_Input rows_.
========

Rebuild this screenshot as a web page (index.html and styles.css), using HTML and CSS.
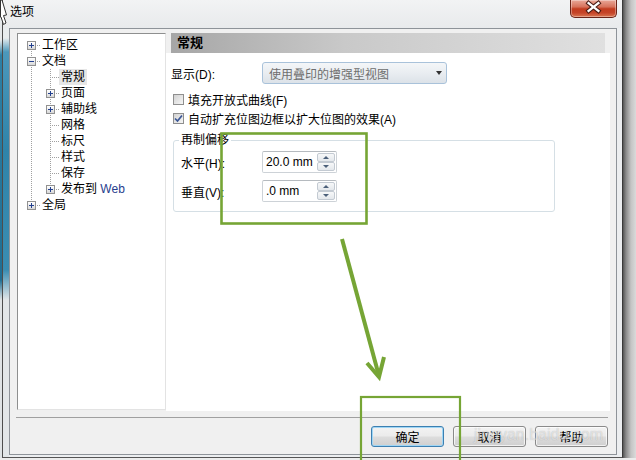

========

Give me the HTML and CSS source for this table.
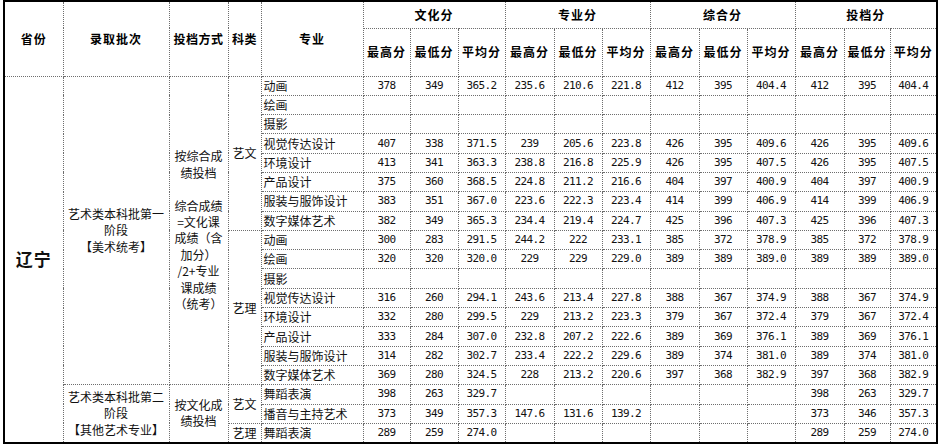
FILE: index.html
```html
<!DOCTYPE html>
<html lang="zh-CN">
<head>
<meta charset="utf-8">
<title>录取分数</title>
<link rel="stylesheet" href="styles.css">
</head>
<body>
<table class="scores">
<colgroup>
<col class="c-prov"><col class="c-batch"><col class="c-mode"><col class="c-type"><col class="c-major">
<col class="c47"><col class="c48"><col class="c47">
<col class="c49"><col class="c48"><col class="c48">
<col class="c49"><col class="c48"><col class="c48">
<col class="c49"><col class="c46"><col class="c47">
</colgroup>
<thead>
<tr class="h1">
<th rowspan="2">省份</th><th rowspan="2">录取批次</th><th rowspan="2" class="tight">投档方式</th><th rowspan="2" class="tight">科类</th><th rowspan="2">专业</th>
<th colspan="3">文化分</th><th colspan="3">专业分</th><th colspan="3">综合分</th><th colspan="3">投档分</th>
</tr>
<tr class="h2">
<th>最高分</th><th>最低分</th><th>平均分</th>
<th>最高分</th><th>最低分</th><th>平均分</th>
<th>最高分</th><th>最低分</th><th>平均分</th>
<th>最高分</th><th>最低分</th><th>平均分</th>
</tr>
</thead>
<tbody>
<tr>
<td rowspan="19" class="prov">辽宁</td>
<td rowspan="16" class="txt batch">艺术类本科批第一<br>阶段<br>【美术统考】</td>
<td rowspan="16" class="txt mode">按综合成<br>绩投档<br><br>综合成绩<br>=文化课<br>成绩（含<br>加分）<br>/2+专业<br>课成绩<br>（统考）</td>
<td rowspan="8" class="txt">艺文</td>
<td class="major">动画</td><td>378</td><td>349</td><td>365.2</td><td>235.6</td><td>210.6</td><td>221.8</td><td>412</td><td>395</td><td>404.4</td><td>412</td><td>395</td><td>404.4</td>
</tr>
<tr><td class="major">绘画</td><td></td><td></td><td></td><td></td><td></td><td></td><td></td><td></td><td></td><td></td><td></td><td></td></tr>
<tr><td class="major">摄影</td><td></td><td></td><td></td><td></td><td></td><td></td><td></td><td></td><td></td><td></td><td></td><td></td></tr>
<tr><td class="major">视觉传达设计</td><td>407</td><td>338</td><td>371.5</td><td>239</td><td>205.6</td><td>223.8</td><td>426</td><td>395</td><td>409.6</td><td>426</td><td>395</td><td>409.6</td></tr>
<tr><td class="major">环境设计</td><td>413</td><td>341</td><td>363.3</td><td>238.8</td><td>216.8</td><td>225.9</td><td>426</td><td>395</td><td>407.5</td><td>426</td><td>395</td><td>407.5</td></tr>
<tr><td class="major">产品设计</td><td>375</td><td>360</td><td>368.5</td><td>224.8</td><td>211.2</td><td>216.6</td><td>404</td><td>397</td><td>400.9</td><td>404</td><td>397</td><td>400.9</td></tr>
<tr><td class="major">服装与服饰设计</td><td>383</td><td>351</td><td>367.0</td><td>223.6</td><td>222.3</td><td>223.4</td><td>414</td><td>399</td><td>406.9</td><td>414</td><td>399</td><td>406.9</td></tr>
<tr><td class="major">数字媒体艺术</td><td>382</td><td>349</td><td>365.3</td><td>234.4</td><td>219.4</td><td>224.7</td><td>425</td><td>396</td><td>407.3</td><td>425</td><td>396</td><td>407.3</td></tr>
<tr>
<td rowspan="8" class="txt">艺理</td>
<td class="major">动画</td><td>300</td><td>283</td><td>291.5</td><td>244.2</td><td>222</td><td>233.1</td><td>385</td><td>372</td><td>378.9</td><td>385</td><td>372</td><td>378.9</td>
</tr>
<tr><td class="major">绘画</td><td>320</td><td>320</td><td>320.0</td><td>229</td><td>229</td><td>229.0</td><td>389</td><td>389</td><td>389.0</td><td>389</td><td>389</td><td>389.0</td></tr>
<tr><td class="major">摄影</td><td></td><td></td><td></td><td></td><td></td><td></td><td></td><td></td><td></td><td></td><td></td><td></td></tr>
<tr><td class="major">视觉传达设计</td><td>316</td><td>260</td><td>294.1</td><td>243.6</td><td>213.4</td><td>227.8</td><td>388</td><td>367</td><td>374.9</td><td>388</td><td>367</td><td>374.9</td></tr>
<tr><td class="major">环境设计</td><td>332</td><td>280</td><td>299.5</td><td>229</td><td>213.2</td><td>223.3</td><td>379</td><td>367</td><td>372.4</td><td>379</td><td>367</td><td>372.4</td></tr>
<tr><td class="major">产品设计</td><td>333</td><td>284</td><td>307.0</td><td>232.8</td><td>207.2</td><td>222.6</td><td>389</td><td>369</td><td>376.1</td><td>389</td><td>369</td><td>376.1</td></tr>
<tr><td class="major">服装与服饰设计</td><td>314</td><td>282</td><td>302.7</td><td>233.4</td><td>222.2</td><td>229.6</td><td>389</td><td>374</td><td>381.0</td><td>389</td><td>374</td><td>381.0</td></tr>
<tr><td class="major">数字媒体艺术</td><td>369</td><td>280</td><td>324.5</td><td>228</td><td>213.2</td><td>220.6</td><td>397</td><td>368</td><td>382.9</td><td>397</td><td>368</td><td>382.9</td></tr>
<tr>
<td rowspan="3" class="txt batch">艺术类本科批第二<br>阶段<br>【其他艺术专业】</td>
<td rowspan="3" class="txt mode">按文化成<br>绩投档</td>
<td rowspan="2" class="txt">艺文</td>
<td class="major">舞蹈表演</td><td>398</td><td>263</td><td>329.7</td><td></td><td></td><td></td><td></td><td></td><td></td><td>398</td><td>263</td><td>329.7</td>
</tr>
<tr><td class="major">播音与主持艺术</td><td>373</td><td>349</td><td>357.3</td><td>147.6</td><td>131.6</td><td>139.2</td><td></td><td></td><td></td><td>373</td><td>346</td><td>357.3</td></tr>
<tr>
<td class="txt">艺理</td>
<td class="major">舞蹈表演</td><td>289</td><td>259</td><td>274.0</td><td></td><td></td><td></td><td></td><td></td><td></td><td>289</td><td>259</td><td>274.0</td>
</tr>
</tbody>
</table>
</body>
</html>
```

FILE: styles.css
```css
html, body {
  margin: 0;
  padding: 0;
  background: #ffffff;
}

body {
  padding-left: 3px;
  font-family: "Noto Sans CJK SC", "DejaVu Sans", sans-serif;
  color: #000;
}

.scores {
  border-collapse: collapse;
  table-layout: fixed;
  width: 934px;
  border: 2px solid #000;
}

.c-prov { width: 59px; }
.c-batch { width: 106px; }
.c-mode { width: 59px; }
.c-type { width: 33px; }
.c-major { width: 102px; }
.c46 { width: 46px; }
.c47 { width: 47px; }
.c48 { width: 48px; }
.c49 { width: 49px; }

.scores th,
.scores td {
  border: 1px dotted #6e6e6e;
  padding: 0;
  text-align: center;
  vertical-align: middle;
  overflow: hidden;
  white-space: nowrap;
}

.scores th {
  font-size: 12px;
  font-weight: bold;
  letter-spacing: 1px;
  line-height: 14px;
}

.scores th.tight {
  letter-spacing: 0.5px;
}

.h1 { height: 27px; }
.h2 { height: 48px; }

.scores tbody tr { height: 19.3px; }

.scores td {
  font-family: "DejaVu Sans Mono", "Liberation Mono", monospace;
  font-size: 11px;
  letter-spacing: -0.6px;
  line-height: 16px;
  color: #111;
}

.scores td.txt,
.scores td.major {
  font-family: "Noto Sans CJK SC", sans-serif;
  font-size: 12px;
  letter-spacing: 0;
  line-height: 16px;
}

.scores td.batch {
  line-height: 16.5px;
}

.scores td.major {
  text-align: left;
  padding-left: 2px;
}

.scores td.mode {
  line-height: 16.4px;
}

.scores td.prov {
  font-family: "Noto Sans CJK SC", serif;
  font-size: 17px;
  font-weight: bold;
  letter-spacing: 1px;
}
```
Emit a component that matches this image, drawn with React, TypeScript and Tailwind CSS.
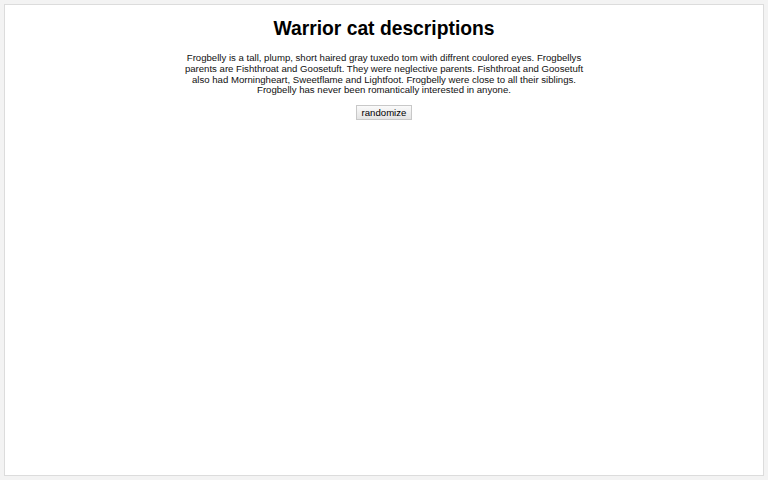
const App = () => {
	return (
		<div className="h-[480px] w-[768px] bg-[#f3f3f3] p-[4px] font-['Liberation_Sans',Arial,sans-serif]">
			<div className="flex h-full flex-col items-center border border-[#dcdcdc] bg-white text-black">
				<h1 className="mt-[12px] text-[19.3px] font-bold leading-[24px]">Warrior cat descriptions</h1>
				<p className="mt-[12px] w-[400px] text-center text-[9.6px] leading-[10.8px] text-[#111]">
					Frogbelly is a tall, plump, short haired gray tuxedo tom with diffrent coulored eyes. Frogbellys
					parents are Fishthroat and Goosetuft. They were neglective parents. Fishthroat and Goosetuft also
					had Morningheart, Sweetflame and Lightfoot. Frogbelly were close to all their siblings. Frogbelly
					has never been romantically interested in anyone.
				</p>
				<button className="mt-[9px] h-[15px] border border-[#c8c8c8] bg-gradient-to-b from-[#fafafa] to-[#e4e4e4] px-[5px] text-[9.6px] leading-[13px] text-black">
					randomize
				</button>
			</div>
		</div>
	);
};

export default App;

========

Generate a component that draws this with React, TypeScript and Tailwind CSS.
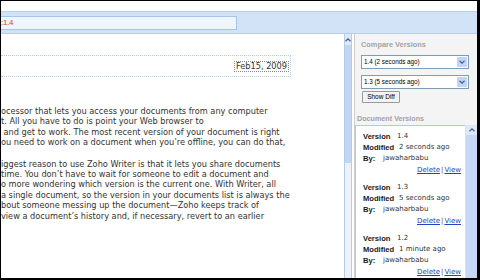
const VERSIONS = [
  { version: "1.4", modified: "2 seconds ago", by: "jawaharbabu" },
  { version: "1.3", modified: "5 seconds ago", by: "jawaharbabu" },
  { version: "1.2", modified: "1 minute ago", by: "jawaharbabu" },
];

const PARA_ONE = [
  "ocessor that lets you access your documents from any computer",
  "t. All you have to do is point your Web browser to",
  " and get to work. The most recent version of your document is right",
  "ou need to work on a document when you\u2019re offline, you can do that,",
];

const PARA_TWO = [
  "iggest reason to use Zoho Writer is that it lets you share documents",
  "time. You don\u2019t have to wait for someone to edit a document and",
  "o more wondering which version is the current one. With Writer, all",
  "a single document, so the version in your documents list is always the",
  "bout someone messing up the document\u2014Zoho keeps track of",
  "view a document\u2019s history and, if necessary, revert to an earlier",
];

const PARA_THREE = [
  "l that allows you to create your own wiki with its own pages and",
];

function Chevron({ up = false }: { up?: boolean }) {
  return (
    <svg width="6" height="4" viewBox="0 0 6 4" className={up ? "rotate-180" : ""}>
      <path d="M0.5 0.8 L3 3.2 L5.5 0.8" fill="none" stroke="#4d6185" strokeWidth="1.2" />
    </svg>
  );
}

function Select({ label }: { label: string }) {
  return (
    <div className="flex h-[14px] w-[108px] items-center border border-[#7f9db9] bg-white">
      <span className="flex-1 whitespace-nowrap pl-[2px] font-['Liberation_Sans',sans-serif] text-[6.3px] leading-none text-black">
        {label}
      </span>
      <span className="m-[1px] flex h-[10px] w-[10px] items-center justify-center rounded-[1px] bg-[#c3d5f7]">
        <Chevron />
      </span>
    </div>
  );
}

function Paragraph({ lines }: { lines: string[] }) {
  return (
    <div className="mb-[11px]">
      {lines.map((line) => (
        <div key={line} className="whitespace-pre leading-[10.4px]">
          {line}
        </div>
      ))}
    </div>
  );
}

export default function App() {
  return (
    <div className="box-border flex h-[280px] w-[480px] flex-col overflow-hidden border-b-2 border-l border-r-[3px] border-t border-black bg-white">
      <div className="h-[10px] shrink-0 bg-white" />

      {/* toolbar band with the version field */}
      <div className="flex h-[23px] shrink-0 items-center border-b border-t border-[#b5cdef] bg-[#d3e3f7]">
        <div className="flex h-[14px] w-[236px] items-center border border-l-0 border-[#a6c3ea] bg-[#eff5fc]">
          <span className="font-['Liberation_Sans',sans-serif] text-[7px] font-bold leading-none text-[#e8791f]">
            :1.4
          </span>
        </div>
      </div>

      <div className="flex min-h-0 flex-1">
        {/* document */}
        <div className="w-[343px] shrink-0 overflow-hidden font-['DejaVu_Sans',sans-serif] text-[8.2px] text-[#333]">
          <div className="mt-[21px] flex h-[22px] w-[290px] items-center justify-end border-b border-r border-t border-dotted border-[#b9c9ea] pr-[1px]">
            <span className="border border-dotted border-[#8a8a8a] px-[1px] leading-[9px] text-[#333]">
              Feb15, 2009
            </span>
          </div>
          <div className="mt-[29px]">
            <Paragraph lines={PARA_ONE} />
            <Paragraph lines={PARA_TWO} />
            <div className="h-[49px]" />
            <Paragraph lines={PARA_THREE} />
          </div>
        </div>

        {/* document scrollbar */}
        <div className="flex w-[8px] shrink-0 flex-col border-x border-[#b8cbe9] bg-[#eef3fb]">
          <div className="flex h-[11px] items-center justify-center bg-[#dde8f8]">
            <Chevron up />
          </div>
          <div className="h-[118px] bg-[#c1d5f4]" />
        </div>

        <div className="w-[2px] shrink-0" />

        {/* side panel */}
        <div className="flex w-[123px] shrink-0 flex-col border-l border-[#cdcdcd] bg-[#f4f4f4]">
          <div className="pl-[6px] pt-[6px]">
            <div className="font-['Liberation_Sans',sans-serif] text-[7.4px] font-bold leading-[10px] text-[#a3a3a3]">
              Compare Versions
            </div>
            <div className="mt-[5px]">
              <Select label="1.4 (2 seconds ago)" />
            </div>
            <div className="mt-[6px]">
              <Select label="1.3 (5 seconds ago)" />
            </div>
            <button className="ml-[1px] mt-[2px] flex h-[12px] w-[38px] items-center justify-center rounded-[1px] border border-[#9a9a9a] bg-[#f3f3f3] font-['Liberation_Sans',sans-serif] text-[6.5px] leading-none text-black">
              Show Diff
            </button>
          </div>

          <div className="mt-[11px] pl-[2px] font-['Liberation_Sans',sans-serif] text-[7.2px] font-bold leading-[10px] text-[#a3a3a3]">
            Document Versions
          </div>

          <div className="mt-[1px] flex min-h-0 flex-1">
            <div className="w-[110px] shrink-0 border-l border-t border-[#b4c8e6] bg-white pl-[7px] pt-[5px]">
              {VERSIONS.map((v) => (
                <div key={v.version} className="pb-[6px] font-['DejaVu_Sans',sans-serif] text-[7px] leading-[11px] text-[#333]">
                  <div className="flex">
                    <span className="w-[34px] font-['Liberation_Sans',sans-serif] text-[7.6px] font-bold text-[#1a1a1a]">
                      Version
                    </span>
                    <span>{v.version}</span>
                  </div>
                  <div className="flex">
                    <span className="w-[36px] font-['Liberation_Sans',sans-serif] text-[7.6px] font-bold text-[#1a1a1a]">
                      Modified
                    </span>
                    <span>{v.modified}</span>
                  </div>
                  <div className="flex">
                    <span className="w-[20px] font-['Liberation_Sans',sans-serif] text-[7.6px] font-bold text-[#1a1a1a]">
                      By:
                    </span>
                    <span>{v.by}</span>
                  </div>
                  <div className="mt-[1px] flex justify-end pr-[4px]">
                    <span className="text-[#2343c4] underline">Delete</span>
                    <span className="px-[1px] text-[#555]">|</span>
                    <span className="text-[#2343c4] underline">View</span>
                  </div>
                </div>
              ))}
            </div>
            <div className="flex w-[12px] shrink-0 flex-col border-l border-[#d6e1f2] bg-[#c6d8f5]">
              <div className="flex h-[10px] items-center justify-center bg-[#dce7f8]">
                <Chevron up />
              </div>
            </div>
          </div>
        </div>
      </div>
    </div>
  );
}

========

_Requirement_. Give back exactly the lines from the one that holds "Emit a component" to the one that holds "export default App;", with both ends and without the images.

_Result of the exercise_.
Emit a component that matches this image, drawn with React, TypeScript and Tailwind CSS.
const App = () => {
	return (
		<div className="h-[480px] w-[768px] bg-[#f3f3f3] p-[4px] font-['Liberation_Sans',Arial,sans-serif]">
			<div className="flex h-full flex-col items-center border border-[#dcdcdc] bg-white text-black">
				<h1 className="mt-[12px] text-[19.3px] font-bold leading-[24px]">Warrior cat descriptions</h1>
				<p className="mt-[12px] w-[400px] text-center text-[9.6px] leading-[10.8px] text-[#111]">
					Frogbelly is a tall, plump, short haired gray tuxedo tom with diffrent coulored eyes. Frogbellys
					parents are Fishthroat and Goosetuft. They were neglective parents. Fishthroat and Goosetuft also
					had Morningheart, Sweetflame and Lightfoot. Frogbelly were close to all their siblings. Frogbelly
					has never been romantically interested in anyone.
				</p>
				<button className="mt-[9px] h-[15px] border border-[#c8c8c8] bg-gradient-to-b from-[#fafafa] to-[#e4e4e4] px-[5px] text-[9.6px] leading-[13px] text-black">
					randomize
				</button>
			</div>
		</div>
	);
};

export default App;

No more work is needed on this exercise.